Memories of Isaiah Ballard still persist within the University of Toledo football program, even after he was kicked off the team for an off-campus attack on another UT student in May that resulted in him being charged with felonious assault.
Video of Ballard making a tackle against Central Michigan is shown during UT's television commercial advertising the "ultimate fan plan" season ticket package, and Ballard's former teammates and coaches admit his absence is a significant loss.
The Rogers graduate was expected to retain his starting role on defense at the "star" position -- a linebacker/safety hybrid in coach Tim Beckman's 4-2-5 scheme -- while maintaining his strong presence in all four phases of special teams: kick return, punt return, kick coverage, and punt coverage.
Although it's taken a host of players to fill Ballard's shoes on special teams, senior Charles Rancifer has stepped into the starting spot at the star after serving as Ballard's understudy last season.
"Isaiah and I were real close. We had a good relationship on and off the field," Rancifer said. "Isaiah did a lot of good things for this team. He played a lot on special teams and a lot of ball on defense. I mean, he brought a lot to the table. We really miss that, but some guys have to step up and fill in for what he did."
Rancifer joined the Rockets last season after playing two seasons at Copiah-Lincoln Community College in Wesson, Miss., just 10 miles from where he grew up in Brookhaven, Miss.
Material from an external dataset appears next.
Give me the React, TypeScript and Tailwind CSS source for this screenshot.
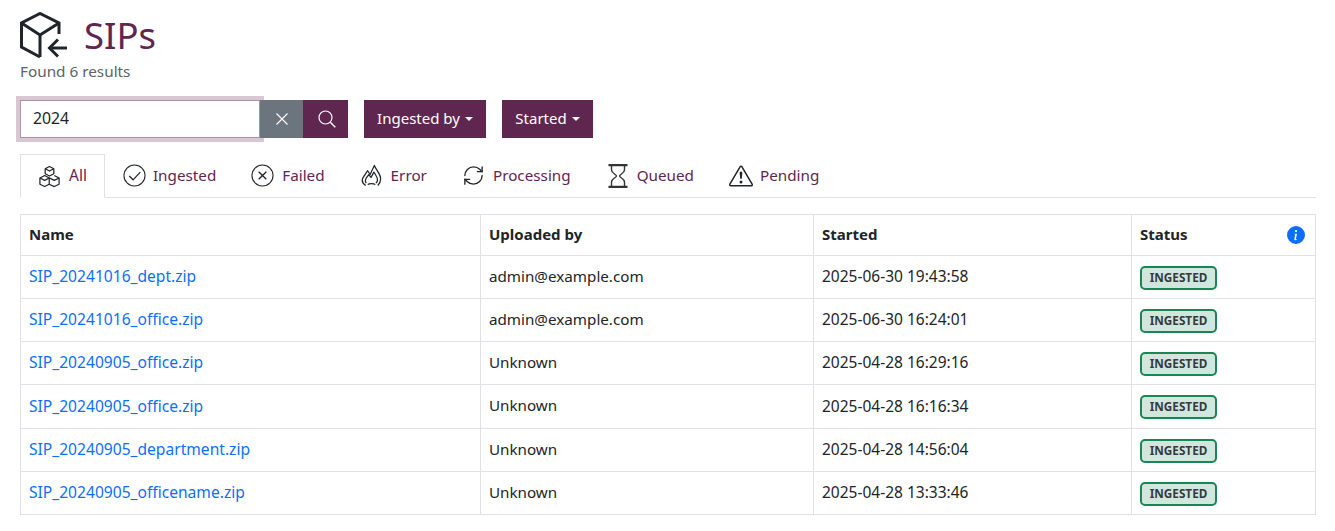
import { BsExclamationTriangle, BsInfoCircleFill } from 'react-icons/bs'
import { RefreshCw } from 'lucide-react'

function BoxesIcon() {
  return (
    <svg viewBox="0 0 24 24" className="h-[23px] w-[23px] shrink-0" fill="none" stroke="#212529" strokeWidth="1.3" strokeLinejoin="round">
      <path d="M12 1.500l4.500 2.400v5.200L12 11.500 7.500 9.100V3.900z" />
      <path d="M7.500 3.900L12 6.300l4.500-2.400" />
      <path d="M7 11l4.700 2.500v6.600L7 22.500l-5-2.400v-6.600z" />
      <path d="M2 13.500L7 16l4.700-2.500" />
      <path d="M17 11l5 2.500v6.600l-5 2.400-5.300-2.400" />
      <path d="M11.700 13.500L17 16l5-2.500" />
    </svg>
  )
}

function CheckCircleIcon() {
  return (
    <svg viewBox="0 0 24 24" className="h-[23px] w-[23px] shrink-0" fill="none" stroke="#212529" strokeWidth="1.1">
      <circle cx="12" cy="12" r="11" />
      <path d="M6.500 12.500l4 4 7.500-8" strokeWidth="1.3" />
    </svg>
  )
}

function XCircleIcon() {
  return (
    <svg viewBox="0 0 24 24" className="h-[23px] w-[23px] shrink-0" fill="none" stroke="#212529" strokeWidth="1.1">
      <circle cx="12" cy="12" r="11" />
      <path d="M8 8l8 8M16 8l-8 8" strokeWidth="1.4" />
    </svg>
  )
}

function FlameIcon() {
  return (
    <svg viewBox="0 0 24 24" className="h-[23px] w-[23px] shrink-0" fill="none" stroke="#212529" strokeWidth="1.3" strokeLinejoin="round">
      <path d="M6 22.500C3 20.500 1.500 17.500 3 14.500L8 7l2.500 4L15 1.500c1.500 4.500 6 8 6.500 13.500.2 3-1 5.500-3 7.500" />
      <path d="M6.500 20c-1.500-2-1-4 .5-6l2.200-3 2.300 3 3-5.500c2 3.500 4.200 5.500 3.700 8.500-.2 1.200-.6 2-1.500 3" />
      <path d="M8 21.500c2-1.500 6-1.500 8 0" />
    </svg>
  )
}

function RepeatIcon() {
  return <RefreshCw className="h-[23px] w-[23px] shrink-0 text-[#212529]" strokeWidth={1.4} />
}

function HourglassIcon() {
  return (
    <svg viewBox="0 0 20 24" className="h-[24px] w-[20px] shrink-0" fill="none" stroke="#333" strokeWidth="1.4">
      <path d="M0.500 1.200H19.500M0.500 22.800H19.500" strokeWidth="2.200" />
      <path d="M3.500 2v4c0 3.500 5 4.500 5 6s-5 2.500-5 6v4" />
      <path d="M16.500 2v4c0 3.500-5 4.500-5 6s5 2.500 5 6v4" />
    </svg>
  )
}

function WarningIcon() {
  return <BsExclamationTriangle className="h-[24px] w-[24px] shrink-0 text-[#212529]" />
}

const tabs = [
  {
    label: 'All',
    icon: BoxesIcon,
    className: 'mb-[-1px] gap-[8px] border-[#dee2e6] border-b-white bg-white pl-[17px] pr-[17px] text-[15.5px]',
  },
  { label: 'Ingested', icon: CheckCircleIcon, className: 'gap-[7px] border-transparent pl-[17px] pr-[16px] text-[15.25px]' },
  { label: 'Failed', icon: XCircleIcon, className: 'gap-[8px] border-transparent pl-[17px] pr-[16px] text-[15.25px]' },
  { label: 'Error', icon: FlameIcon, className: 'gap-[8px] border-transparent pl-[17px] pr-[16px] text-[15.25px]' },
  { label: 'Processing', icon: RepeatIcon, className: 'gap-[8px] border-transparent pl-[17px] pr-[18px] text-[15.25px]' },
  { label: 'Queued', icon: HourglassIcon, className: 'gap-[9px] border-transparent pl-[17px] pr-[16px] text-[15.25px]' },
  { label: 'Pending', icon: WarningIcon, className: 'gap-[7px] border-transparent pl-[17px] pr-[17px] text-[15.25px]' },
]

const rows = [
  ['SIP_20241016_dept.zip', 'admin@example.com', '2025-06-30 19:43:58'],
  ['SIP_20241016_office.zip', 'admin@example.com', '2025-06-30 16:24:01'],
  ['SIP_20240905_office.zip', 'Unknown', '2025-04-28 16:29:16'],
  ['SIP_20240905_office.zip', 'Unknown', '2025-04-28 16:16:34'],
  ['SIP_20240905_department.zip', 'Unknown', '2025-04-28 14:56:04'],
  ['SIP_20240905_officename.zip', 'Unknown', '2025-04-28 13:33:46'],
]

function SipIcon() {
  return (
    <svg viewBox="0 0 50 47" className="h-[47px] w-[50px] shrink-0" fill="none" stroke="#212529" strokeWidth="3">
      <path d="M20 45L1.500 35V11L20 1.500 39 11v11" />
      <path d="M1.500 11L20 23 39 11" />
      <path d="M20 23v22" />
      <path d="M47 36H30" />
      <path d="M38 27.500L29.500 36l8.500 8.500" />
    </svg>
  )
}

function Caret() {
  return <span className="ml-[5px] h-0 w-0 border-x-[4px] border-t-[4px] border-x-transparent border-t-white" />
}

export default function App() {
  return (
    <div className="min-h-[531px] bg-white pl-5 pr-[19px] pt-[12px] font-['Noto_Sans',sans-serif] text-[16px] text-[#212529]">
      {/* Title */}
      <div className="flex h-[47px] items-center">
        <SipIcon />
        <h1 className="ml-[14px] text-[36.5px] leading-none text-[#5f2650]">SIPs</h1>
      </div>
      <div className="h-[24px] text-[15.3px] leading-[24px] text-[#5c636a]">Found 6 results</div>

      {/* Search + filters */}
      <div className="mt-[17px] flex h-[38px] items-stretch">
        <div className="flex w-[240px] items-center border border-[#ae93a8] bg-white pl-3 text-[15.8px] ring-4 ring-[#d7c8d3]">2024</div>
        <button className="z-10 flex w-[43px] items-center justify-center bg-[#6c757d] text-white">
          <svg viewBox="0 0 12 12" className="h-[12px] w-[12px]" fill="none" stroke="currentColor" strokeWidth="1.1">
            <path d="M0.500 0.500l11 11M11.500 0.500l-11 11" />
          </svg>
        </button>
        <button className="flex w-[45px] items-center justify-center bg-[#5f2650] text-white">
          <svg viewBox="0 0 18 18" className="ml-[2px] h-[18px] w-[18px]" fill="none" stroke="currentColor" strokeWidth="1.2">
            <circle cx="7.500" cy="7.500" r="6.500" />
            <path d="M12.300 12.300l5 5" strokeWidth="1.500" />
          </svg>
        </button>
        <button className="ml-4 flex w-[122px] items-center justify-center bg-[#5f2650] pb-[1px] text-[15px] text-white">
          Ingested by
          <Caret />
        </button>
        <button className="ml-4 flex w-[91px] items-center justify-center bg-[#5f2650] pb-[1px] text-[15px] text-white">
          Started
          <Caret />
        </button>
      </div>

      {/* Tabs */}
      <div className="mt-[16px] flex h-[44px] border-b border-[#dee2e6]">
        {tabs.map((tab) => {
          const Icon = tab.icon
          return (
            <div key={tab.label} className={`flex items-center border text-[#5f2650] ${tab.className}`}>
              <Icon />
              {tab.label}
            </div>
          )
        })}
      </div>

      {/* Table */}
      <table className="mt-[16px] w-full table-fixed border-collapse text-[15px]">
        <colgroup>
          <col className="w-[460px]" />
          <col className="w-[333px]" />
          <col className="w-[318px]" />
          <col />
        </colgroup>
        <thead>
          <tr className="h-[41px]">
            <th className="border border-[#dee2e6] px-2 pb-[1px] text-left font-bold">Name</th>
            <th className="border border-[#dee2e6] px-2 pb-[1px] text-left font-bold">Uploaded by</th>
            <th className="border border-[#dee2e6] px-2 pb-[1px] text-left font-bold">Started</th>
            <th className="border border-[#dee2e6] px-2 text-left font-bold">
              <div className="flex items-center justify-between pr-[2px]">
                <span className="pb-[1px]">Status</span>
                <BsInfoCircleFill className="h-[18px] w-[18px] text-[#0d6efd]" />
              </div>
            </th>
          </tr>
        </thead>
        <tbody>
          {rows.map((row, i) => (
            <tr key={i} className={i === 3 ? 'h-[44px]' : 'h-[43px]'}>
              <td className="border border-[#dee2e6] px-2 text-[15.6px] text-[#0d6efd]">{row[0]}</td>
              <td className="border border-[#dee2e6] px-2 pb-[2px] text-[15.2px]">{row[1]}</td>
              <td className="border border-[#dee2e6] px-2 text-[15.5px]">{row[2]}</td>
              <td className="border border-[#dee2e6] px-2">
                <span className="mt-[1px] flex h-[24px] w-[77px] items-center justify-center rounded-[5px] border-2 border-[#198754] bg-[#d1e7dd] text-[11.75px] font-bold text-[#343a40]">
                  INGESTED
                </span>
              </td>
            </tr>
          ))}
        </tbody>
      </table>
    </div>
  )
}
As a quarterback in high school, Rancifer threw for 1,466 yards and 15 touchdowns as a senior and ran for another 833 yards and four touchdowns. But if he wanted to keep playing football, Rancifer would have to do so on the other side of the ball -- a foreign place he had no experience with.
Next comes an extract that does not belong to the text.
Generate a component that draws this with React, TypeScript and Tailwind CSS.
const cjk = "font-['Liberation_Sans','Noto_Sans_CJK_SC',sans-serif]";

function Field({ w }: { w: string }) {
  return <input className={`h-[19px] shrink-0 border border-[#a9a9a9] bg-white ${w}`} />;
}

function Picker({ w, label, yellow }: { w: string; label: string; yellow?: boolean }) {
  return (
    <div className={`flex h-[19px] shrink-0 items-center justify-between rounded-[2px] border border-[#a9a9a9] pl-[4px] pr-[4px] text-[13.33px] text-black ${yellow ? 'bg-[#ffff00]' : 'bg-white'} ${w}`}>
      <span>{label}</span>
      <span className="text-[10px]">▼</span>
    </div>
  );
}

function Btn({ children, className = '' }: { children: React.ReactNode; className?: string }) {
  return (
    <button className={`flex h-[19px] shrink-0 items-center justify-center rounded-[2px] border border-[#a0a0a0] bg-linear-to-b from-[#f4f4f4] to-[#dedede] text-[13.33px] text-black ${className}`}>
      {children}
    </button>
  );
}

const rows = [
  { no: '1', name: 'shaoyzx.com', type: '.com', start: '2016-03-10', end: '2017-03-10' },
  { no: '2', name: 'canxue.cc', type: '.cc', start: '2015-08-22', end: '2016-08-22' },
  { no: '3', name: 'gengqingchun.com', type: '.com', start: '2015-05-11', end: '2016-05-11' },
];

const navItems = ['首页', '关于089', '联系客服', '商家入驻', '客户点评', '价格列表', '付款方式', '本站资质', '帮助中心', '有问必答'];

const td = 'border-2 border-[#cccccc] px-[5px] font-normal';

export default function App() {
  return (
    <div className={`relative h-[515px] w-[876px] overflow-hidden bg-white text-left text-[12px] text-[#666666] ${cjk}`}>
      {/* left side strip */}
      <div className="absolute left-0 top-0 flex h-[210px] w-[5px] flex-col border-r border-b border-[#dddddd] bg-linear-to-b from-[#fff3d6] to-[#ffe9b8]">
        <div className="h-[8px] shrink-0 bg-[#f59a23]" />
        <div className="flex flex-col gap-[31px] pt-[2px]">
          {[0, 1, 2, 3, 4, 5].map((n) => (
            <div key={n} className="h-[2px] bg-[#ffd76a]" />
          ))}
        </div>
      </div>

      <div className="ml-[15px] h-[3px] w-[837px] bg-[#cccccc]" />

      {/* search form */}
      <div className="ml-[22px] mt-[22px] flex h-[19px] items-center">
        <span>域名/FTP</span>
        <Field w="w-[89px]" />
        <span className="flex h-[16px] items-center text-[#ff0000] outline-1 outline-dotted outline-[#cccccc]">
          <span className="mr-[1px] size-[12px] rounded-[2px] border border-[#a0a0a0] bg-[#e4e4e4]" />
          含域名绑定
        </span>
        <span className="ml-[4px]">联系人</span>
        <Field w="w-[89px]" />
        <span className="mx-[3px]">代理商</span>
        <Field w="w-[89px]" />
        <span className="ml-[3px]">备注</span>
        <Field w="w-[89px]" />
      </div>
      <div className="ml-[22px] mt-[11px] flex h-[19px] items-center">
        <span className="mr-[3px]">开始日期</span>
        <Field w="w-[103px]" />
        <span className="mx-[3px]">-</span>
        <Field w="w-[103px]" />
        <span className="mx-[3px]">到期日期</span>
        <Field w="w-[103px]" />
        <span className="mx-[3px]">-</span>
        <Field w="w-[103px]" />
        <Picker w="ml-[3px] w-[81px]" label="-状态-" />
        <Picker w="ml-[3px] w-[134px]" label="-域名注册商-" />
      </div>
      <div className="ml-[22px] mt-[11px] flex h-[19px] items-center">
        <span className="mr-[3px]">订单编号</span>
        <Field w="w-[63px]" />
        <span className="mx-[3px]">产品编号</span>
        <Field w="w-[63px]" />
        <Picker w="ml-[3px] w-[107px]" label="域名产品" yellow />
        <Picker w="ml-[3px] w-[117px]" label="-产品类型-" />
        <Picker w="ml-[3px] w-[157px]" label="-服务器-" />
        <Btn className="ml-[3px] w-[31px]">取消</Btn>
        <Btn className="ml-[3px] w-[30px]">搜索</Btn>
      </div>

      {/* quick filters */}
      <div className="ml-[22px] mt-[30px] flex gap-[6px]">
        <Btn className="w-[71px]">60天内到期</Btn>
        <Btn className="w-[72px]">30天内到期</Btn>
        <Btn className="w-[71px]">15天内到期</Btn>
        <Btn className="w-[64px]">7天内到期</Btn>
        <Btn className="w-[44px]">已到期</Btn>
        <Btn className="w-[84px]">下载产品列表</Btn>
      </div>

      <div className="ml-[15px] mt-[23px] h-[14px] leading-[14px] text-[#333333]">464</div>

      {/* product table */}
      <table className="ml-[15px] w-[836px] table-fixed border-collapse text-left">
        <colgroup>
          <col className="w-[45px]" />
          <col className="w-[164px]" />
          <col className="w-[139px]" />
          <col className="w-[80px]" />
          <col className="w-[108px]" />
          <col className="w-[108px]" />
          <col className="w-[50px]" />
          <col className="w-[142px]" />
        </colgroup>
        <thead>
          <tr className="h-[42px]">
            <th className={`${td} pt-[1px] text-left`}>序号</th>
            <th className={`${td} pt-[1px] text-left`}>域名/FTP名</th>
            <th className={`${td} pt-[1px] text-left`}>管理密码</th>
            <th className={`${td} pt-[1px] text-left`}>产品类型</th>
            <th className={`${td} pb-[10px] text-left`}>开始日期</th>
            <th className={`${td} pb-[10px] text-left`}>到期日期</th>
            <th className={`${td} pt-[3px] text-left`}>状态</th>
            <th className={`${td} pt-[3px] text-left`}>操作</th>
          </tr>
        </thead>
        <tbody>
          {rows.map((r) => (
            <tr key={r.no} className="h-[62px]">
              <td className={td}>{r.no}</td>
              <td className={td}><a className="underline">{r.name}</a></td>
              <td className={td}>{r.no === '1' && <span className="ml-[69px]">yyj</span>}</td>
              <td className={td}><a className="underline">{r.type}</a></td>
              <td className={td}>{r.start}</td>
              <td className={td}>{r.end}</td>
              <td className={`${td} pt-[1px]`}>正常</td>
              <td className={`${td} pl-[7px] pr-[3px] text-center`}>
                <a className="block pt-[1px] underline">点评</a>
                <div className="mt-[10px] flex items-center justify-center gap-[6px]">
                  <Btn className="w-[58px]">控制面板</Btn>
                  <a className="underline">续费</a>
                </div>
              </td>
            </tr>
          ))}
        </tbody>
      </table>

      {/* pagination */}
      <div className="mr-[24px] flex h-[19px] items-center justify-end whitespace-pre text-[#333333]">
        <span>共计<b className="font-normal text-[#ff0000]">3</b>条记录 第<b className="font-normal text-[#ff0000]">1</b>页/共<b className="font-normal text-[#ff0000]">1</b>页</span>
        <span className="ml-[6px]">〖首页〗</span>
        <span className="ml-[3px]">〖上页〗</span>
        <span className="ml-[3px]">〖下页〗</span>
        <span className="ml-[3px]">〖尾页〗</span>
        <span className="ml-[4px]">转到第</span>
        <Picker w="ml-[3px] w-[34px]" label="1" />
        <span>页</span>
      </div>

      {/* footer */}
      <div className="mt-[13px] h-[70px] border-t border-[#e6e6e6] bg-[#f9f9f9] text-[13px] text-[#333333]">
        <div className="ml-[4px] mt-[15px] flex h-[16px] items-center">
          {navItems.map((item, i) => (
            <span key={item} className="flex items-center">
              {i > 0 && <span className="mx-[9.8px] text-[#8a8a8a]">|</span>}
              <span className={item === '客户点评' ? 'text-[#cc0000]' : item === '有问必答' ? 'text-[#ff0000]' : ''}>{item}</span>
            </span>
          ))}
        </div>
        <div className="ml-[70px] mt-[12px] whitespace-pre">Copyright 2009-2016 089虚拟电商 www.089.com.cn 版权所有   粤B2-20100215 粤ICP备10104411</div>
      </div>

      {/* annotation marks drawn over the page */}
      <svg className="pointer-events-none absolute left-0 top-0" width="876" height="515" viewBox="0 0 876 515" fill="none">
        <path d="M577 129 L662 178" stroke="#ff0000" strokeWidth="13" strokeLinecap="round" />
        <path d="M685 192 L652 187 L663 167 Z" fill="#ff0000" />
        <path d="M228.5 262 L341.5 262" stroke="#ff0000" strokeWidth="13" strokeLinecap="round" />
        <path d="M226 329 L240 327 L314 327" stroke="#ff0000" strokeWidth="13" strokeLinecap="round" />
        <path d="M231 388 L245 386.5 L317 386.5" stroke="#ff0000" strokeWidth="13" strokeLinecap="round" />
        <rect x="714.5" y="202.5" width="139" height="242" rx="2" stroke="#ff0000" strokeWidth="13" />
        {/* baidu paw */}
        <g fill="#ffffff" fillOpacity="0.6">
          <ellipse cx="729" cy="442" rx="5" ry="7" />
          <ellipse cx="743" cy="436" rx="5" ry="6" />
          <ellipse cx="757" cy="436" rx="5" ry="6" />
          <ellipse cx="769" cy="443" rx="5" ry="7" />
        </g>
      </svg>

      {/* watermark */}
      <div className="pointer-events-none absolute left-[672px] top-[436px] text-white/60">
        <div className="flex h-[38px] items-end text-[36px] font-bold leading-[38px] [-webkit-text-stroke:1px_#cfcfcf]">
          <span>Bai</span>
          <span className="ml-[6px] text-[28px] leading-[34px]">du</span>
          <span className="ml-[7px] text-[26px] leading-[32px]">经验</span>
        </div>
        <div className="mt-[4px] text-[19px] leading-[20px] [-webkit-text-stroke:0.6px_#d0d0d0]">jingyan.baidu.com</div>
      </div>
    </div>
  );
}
When he was moved to safety at Copiah-Lincoln, it was the first time Rancifer had ever played a snap on defense.
"Being at quarterback, you see the whole field and understand what's going on, and the transition to safety was basically the same thing but you're on defense," Rancifer said. "I think that helped me see things a lot better because I was a quarterback all those previous years."
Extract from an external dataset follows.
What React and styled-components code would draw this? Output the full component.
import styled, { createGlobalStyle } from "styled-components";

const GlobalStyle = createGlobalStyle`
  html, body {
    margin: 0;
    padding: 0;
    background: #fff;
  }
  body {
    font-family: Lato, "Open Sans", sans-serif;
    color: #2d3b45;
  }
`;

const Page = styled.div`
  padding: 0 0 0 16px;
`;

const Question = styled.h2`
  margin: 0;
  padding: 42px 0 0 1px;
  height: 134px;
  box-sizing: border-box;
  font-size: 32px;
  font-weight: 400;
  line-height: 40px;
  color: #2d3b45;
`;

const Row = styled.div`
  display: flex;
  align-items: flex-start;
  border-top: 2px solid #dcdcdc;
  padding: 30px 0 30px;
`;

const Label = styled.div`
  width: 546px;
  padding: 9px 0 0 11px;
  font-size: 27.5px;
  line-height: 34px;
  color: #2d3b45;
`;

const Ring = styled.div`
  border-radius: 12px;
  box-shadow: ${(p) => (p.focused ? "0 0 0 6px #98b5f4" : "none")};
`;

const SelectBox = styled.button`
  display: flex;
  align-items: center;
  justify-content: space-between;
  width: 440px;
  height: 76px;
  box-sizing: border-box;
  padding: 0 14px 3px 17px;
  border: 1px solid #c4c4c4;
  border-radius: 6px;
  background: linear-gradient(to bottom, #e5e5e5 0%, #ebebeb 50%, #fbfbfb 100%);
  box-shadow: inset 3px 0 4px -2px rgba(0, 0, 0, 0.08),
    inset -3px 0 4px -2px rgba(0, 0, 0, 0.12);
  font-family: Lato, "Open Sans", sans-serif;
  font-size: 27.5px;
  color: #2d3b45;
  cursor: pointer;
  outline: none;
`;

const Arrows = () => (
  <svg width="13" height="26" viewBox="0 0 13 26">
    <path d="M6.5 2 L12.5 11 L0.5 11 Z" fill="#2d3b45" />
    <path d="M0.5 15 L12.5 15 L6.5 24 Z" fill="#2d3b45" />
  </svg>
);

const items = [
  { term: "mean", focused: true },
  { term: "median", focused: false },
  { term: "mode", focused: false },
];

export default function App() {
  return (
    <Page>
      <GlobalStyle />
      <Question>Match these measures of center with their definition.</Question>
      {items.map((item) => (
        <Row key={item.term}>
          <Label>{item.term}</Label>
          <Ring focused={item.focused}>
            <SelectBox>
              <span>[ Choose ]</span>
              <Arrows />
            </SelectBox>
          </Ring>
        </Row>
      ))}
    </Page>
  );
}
As a freshman at Copiah-Lincoln, Rancifer finished third on the team with 100 tackles in nine games. The following year he began playing the star position and was fourth on the team with 52 tackles in eight games, along with three forced fumbles, one sack and one interception, despite missing part of the season due to a broken ankle.
"We recruited him as a star a couple years ago knowing that we were going to lose [Barry] Church to the NFL," Beckman said. "I think he's come in and learned quite a bit."
That learning curve for Rancifer gets shorter and shorter every year, and he seems to be fully acclimated to doling out big hits now instead of avoiding them during his days as a quarterback.
Rancifer was named one of the Rockets' two defensive MVPs from last Saturday's intrasquad scrimmage at the Glass Bowl after registering the "big hit" of the day against reserve tight end Grant Pleasant, who suffered a potentially season-ending knee injury on the play.
Rancifer, who stands 6-foot-3 and weighs 217 pounds, has shown a penchant for laying the lumber during his time in a UT uniform, and if there's one clear advantage to having him at the star now, it's his size.
"He's a little bit bigger than Isaiah and has a little bit more girth on him," Beckman said of Rancifer. "He's just not quite as fast as Isaiah."
Even though his role has changed, Rancifer said he's trying to remain humble and keep his same approach to the game.
"I'm just trying to bring relentless effort every day," said Rancifer, an individualized studies major. "I don't want to let my team down and I'm going to give 100 percent every play."